Gold Placer Deposit Preservation Process
Placer deposits do not suddenly come into being but, instead, they are progressively accumulated and enriched by a succession of stream actions and interactions. Although the landforms and geologic controls responsible for the creation of a particular placer may persist for a long period of time (as measured by the affairs of man), the deposit itself is transitory. Unless preserved by some disruption of the normal erosion cycle, the very forces which create the placer will in time destroy it. Knowing how and why a particular deposit was preserved is important to the prospector or mine operator and, obviously, such knowledge is also important to the examining engineer-particularly when he is called upon to project the course of a buried channel or appraise its potential. The more common causes of preservation are:
This is probably the most frequently encountered form of preservation. It is brought about where a stream, by change of course or rapid downward cutting, abandons its former bed and the placers therein. The abandoned placers are preserved in the sense that they are no longer subject to erosion by the parent stream. High bench and terrace gravels provide typical examples of abandoned placers.
b. Regional uplift:
Elevation of the ocean shoreline has in some places preserved beach placers by raising them above the active surf. In some localities, such as Nome, Alaska, elevated beach placers are now several miles inland.

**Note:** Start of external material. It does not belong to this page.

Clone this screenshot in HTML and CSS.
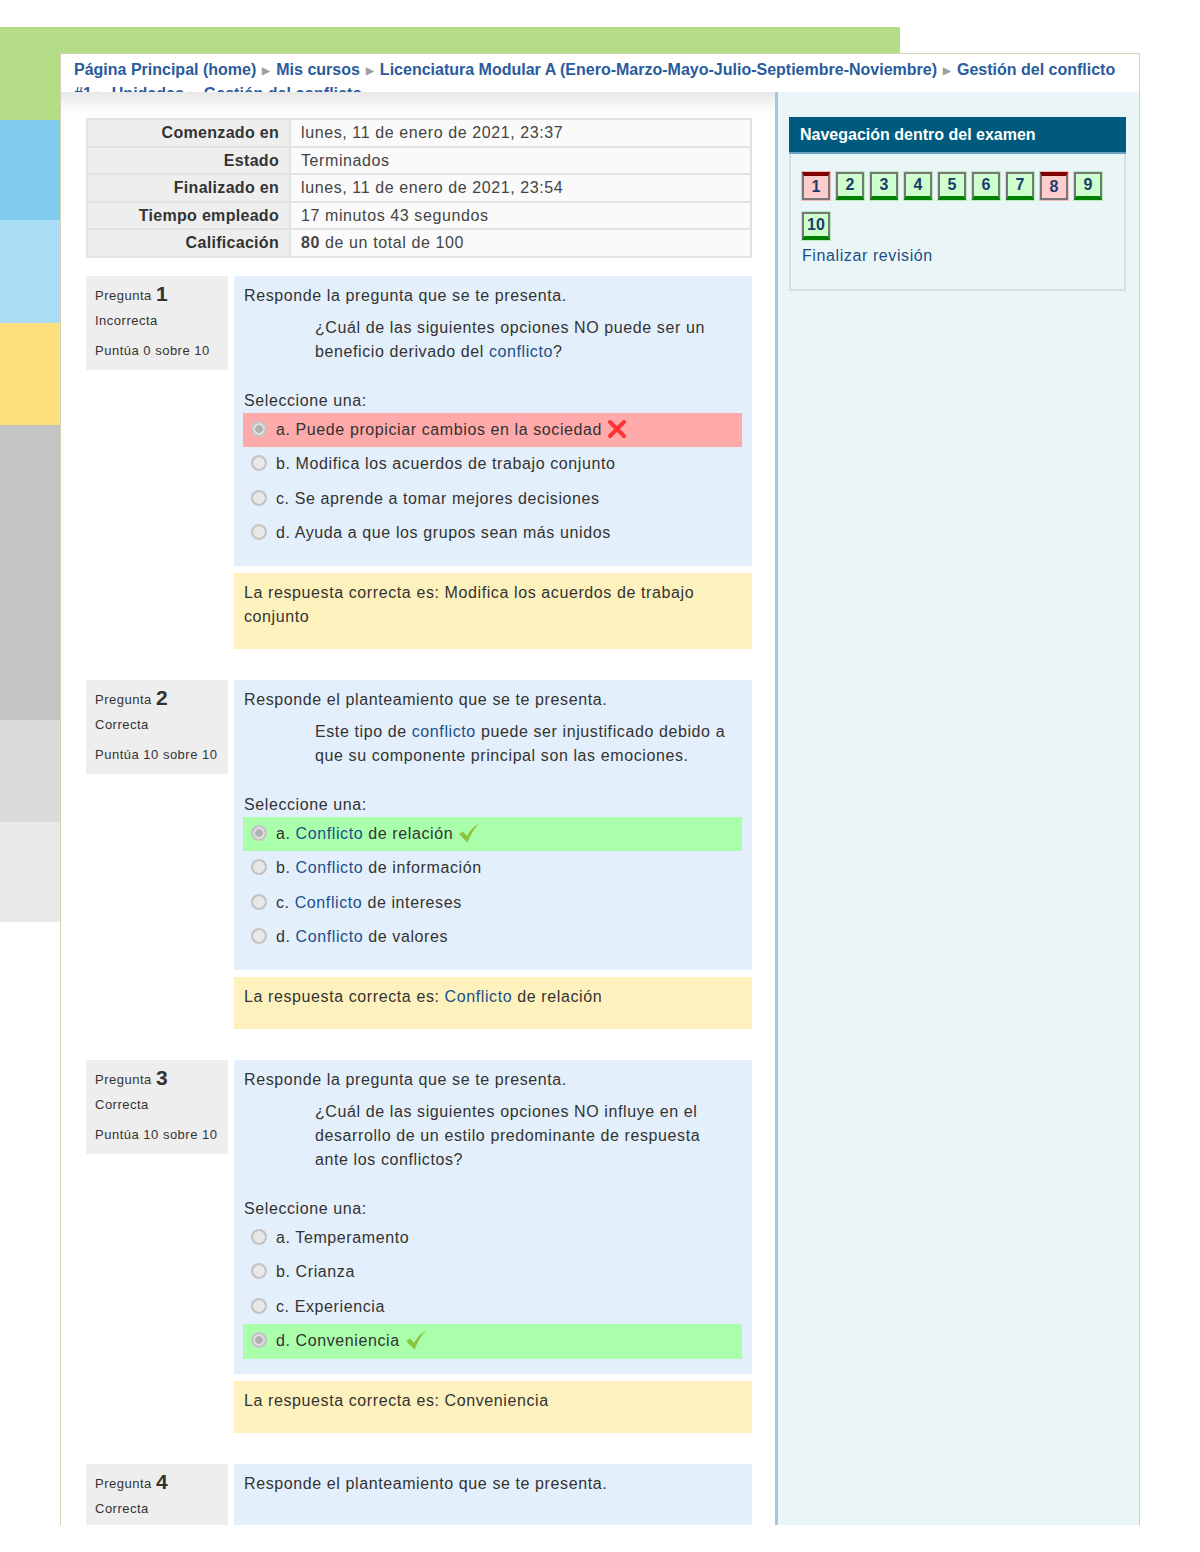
FILE: index.html
```html
<!DOCTYPE html>
<html lang="es">
<head>
  <meta charset="UTF-8">
  <meta name="viewport" content="width=device-width, initial-scale=1.0">
  <title>Revisión del intento</title>
  <link rel="stylesheet" href="styles.css">
</head>
<body>
  <div class="frame">
    <div class="navbar">
      <a>Página Principal (home)</a><span class="sep">▶</span><a>Mis cursos</a><span class="sep">▶</span><a>Licenciatura Modular A (Enero-Marzo-Mayo-Julio-Septiembre-Noviembre)</a><span class="sep">▶</span><a>Gestión del conflicto #1</a><span class="sep">▶</span><a>Unidades</a><span class="sep">▶</span><a>Gestión del conflicto</a>
    </div>
    <div class="layout">
      <div class="region-main">
        <table class="summary">
          <tr><th>Comenzado en</th><td>lunes, 11 de enero de 2021, 23:37</td></tr>
          <tr><th>Estado</th><td>Terminados</td></tr>
          <tr><th>Finalizado en</th><td>lunes, 11 de enero de 2021, 23:54</td></tr>
          <tr><th>Tiempo empleado</th><td>17 minutos 43 segundos</td></tr>
          <tr><th>Calificación</th><td><b>80</b> de un total de 100</td></tr>
        </table>

        <!-- pregunta 1 -->
        <div class="que">
          <div class="info">
            <div class="no">Pregunta <b>1</b></div>
            <div class="state">Incorrecta</div>
            <div class="grade">Puntúa 0 sobre 10</div>
          </div>
          <div class="content">
            <div class="formulation">
              <p>Responde la pregunta que se te presenta.</p>
              <p class="qtext">¿Cuál de las siguientes opciones NO puede ser un beneficio derivado del <a>conflicto</a>?</p>
              <div class="prompt">Seleccione una:</div>
              <div class="opt incorrect"><span class="radio checked"></span>a. Puede propiciar cambios en la sociedad <svg class="mark" width="20" height="20" viewBox="0 0 20 20"><path d="M3 3 L17 17 M17 3 L3 17" stroke="#f33" stroke-width="4" stroke-linecap="round"/></svg></div>
              <div class="opt"><span class="radio"></span>b. Modifica los acuerdos de trabajo conjunto</div>
              <div class="opt"><span class="radio"></span>c. Se aprende a tomar mejores decisiones</div>
              <div class="opt"><span class="radio"></span>d. Ayuda a que los grupos sean más unidos</div>
            </div>
            <div class="outcome">La respuesta correcta es: Modifica los acuerdos de trabajo conjunto</div>
          </div>
        </div>

        <!-- pregunta 2 -->
        <div class="que">
          <div class="info">
            <div class="no">Pregunta <b>2</b></div>
            <div class="state">Correcta</div>
            <div class="grade">Puntúa 10 sobre 10</div>
          </div>
          <div class="content">
            <div class="formulation">
              <p>Responde el planteamiento que se te presenta.</p>
              <p class="qtext">Este tipo de <a>conflicto</a> puede ser injustificado debido a que su componente principal son las emociones.</p>
              <div class="prompt">Seleccione una:</div>
              <div class="opt correct"><span class="radio checked"></span>a. <a>Conflicto</a> de relación <svg class="mark" width="22" height="20" viewBox="0 0 22 20"><path d="M1 11 L5 8.5 L9 13 Q13 5 21 0.5 Q14 8 9.5 19.5 Z" fill="#8dc23d"/></svg></div>
              <div class="opt"><span class="radio"></span>b. <a>Conflicto</a> de información</div>
              <div class="opt"><span class="radio"></span>c. <a>Conflicto</a> de intereses</div>
              <div class="opt"><span class="radio"></span>d. <a>Conflicto</a> de valores</div>
            </div>
            <div class="outcome">La respuesta correcta es: <a>Conflicto</a> de relación</div>
          </div>
        </div>

        <!-- pregunta 3 -->
        <div class="que">
          <div class="info">
            <div class="no">Pregunta <b>3</b></div>
            <div class="state">Correcta</div>
            <div class="grade">Puntúa 10 sobre 10</div>
          </div>
          <div class="content">
            <div class="formulation">
              <p>Responde la pregunta que se te presenta.</p>
              <p class="qtext">¿Cuál de las siguientes opciones NO influye en el desarrollo de un estilo predominante de respuesta ante los conflictos?</p>
              <div class="prompt">Seleccione una:</div>
              <div class="opt"><span class="radio"></span>a. Temperamento</div>
              <div class="opt"><span class="radio"></span>b. Crianza</div>
              <div class="opt"><span class="radio"></span>c. Experiencia</div>
              <div class="opt correct"><span class="radio checked"></span>d. Conveniencia <svg class="mark" width="22" height="20" viewBox="0 0 22 20"><path d="M1 11 L5 8.5 L9 13 Q13 5 21 0.5 Q14 8 9.5 19.5 Z" fill="#8dc23d"/></svg></div>
            </div>
            <div class="outcome">La respuesta correcta es: Conveniencia</div>
          </div>
        </div>

        <!-- pregunta 4 -->
        <div class="que">
          <div class="info">
            <div class="no">Pregunta <b>4</b></div>
            <div class="state">Correcta</div>
            <div class="grade">Puntúa 10 sobre 10</div>
          </div>
          <div class="content">
            <div class="formulation">
              <p>Responde el planteamiento que se te presenta.</p>
              <p class="qtext">&nbsp;</p>
            </div>
          </div>
        </div>
      </div>

      <div class="region-block">
        <div class="block">
          <div class="block-header">Navegación dentro del examen</div>
          <div class="block-content">
            <div class="qn-buttons">
              <span class="qnbutton incorrect">1</span>
              <span class="qnbutton correct">2</span>
              <span class="qnbutton correct">3</span>
              <span class="qnbutton correct">4</span>
              <span class="qnbutton correct">5</span>
              <span class="qnbutton correct">6</span>
              <span class="qnbutton correct">7</span>
              <span class="qnbutton incorrect">8</span>
              <span class="qnbutton correct">9</span>
              <span class="qnbutton correct">10</span>
            </div>
            <a class="endreview">Finalizar revisión</a>
          </div>
        </div>
      </div>
    </div>
  </div>
</body>
</html>
```

FILE: styles.css
```css
body{
  margin: 0;
  font-family: "Liberation Sans", Arial, sans-serif;
  color: #333;
  background:
    linear-gradient(#b5dd88, #b5dd88) 0 27px / 900px 93px no-repeat,
    linear-gradient(#80cdef 0 100px, #a8ddf5 100px 203px, #fde07d 203px 305px, #c4c4c4 305px 600px, #dadada 600px 702px, #e9e9e9 702px 802px) 0 120px / 60px 802px no-repeat,
    #fff;
}
a{
  color: #1b4f8a;
}

/* marco de la pagina */
.frame{
  box-sizing: border-box;
  width: 1080px;
  height: 1472px;
  margin: 53px 0 0 60px;
  border: 1px solid #d3cfb2;
  border-bottom: 0;
  background: #fff;
  overflow: hidden;
}
.navbar{
  box-sizing: border-box;
  height: 38px;
  padding: 4px 13px 0 13px;
  font-size: 16px;
  font-weight: bold;
  line-height: 23px;
  letter-spacing: 0;
  overflow: hidden;
}
.navbar a{
  color: #2a5b9c;
}
.navbar .sep{
  margin: 0 6px;
  font-size: 10px;
  color: #a0a0a0;
  vertical-align: 1px;
}

.layout{
  display: flex;
  height: 1433px;
}
.region-main{
  width: 714px;
  padding: 26px 23px 0 25px;
  box-sizing: border-box;
  background: linear-gradient(#e8e8e8, #fff 22px);
  font-size: 16px;
  letter-spacing: 0.6px;
}
.region-block{
  flex: 1;
  padding: 25px 13px 0 11px;
  border-left: 3px solid #a3c5de;
  background: #eaf5f8;
}

/* resumen */
.summary{
  width: 100%;
  border-collapse: collapse;
  font-size: 16px;
}
.summary th,
.summary td{
  border: 2px solid #e2e2e2;
  padding: 2px 10px;
  line-height: 21.5px;
}
.summary th{
  width: 181px;
  text-align: right;
  background: #eee;
  color: #333;
  letter-spacing: 0.3px;
}
.summary td{
  background: #fafafa;
  color: #444;
}

/* preguntas */
.que{
  display: flex;
  gap: 6px;
  margin-top: 18px;
}
.que + .que{
  margin-top: 31px;
}
.info{
  box-sizing: border-box;
  width: 142px;
  flex-shrink: 0;
  align-self: flex-start;
  padding: 5px 4px 7px 9px;
  background: #eee;
  font-size: 13px;
  letter-spacing: 0.5px;
  color: #333;
}
.info .no{
  line-height: 26px;
}
.info .no b{
  font-size: 21px;
  vertical-align: -1px;
}
.info .state{
  line-height: 24px;
}
.info .grade{
  margin-top: 6px;
  line-height: 24px;
}
.content{
  flex: 1;
}
.formulation{
  padding: 8px 10px 15px 9px;
  background: #e3effa;
  line-height: 24px;
}
.formulation p{
  margin: 0;
  padding-left: 1px;
}
.formulation .qtext{
  width: 415px;
  margin: 8px 0 25px 71px;
}
.prompt{
  padding-left: 1px;
}
.opt{
  padding: 5px 0 5px 8px;
  line-height: 24.5px;
}
.opt.incorrect{
  background: #ffaaaa;
}
.opt.correct{
  background: #aaffaa;
}
.radio{
  display: inline-block;
  width: 16px;
  height: 16px;
  margin-right: 9px;
  vertical-align: -2px;
  border-radius: 50%;
  background: radial-gradient(circle, #e8e8e8 0 5.5px, #c4c4c4 6px);
}
.radio.checked{
  background: radial-gradient(circle, #b0b0b0 0 3.5px, #dedede 4px 5.5px, #c4c4c4 6px);
}
.mark{
  vertical-align: -4px;
}
.outcome{
  margin-top: 7px;
  padding: 8px 10px 20px;
  background: #fdf2bd;
  line-height: 24px;
}

/* bloque de navegacion */
.block-header{
  height: 35px;
  padding-left: 11px;
  border-bottom: 2px solid #6d9fc0;
  background: #005a7d;
  color: #fff;
  font-size: 16px;
  font-weight: bold;
  line-height: 35px;
}
.block-content{
  padding: 18px 11px 21px 11px;
  border: 2px solid #d6dfe2;
  border-top: 0;
  background: #eaf5f8;
}
.qn-buttons{
  display: flex;
  flex-wrap: wrap;
  gap: 12px 6px;
}
.qnbutton{
  box-sizing: border-box;
  display: flex;
  align-items: center;
  justify-content: center;
  width: 28px;
  height: 28px;
  border: 2px solid #777;
  font-size: 16px;
  font-weight: bold;
  color: #1b3b6f;
}
.qnbutton.correct{
  border-bottom: 4px solid #008000;
  background: #ccffcc;
  box-shadow: 0 0 0 1px #b8e8b8;
}
.qnbutton.incorrect{
  border-top: 4px solid #800000;
  background: #ffcccc;
  box-shadow: 0 0 0 1px #f0c0c0;
}
.endreview{
  display: block;
  margin-top: 4px;
  font-size: 16px;
  line-height: 24px;
  letter-spacing: 0.6px;
  color: #1c4f85;
}
```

The lava-capped Tertiary channels found in the Sierra Nevada region of California offer some of the best examples of buried placers but there are means other than volcanic flows by which burial and preservation may be affected. Among these are:
Covering by landslide material.
Covering by flood-plain gravels following regional subsidence or a net change in climate.
Burial under alluvial fans or outwash detritus in desert regions.
Needless to say, a knowledge of past geologic or physiographic events is an important tool in the study of placers.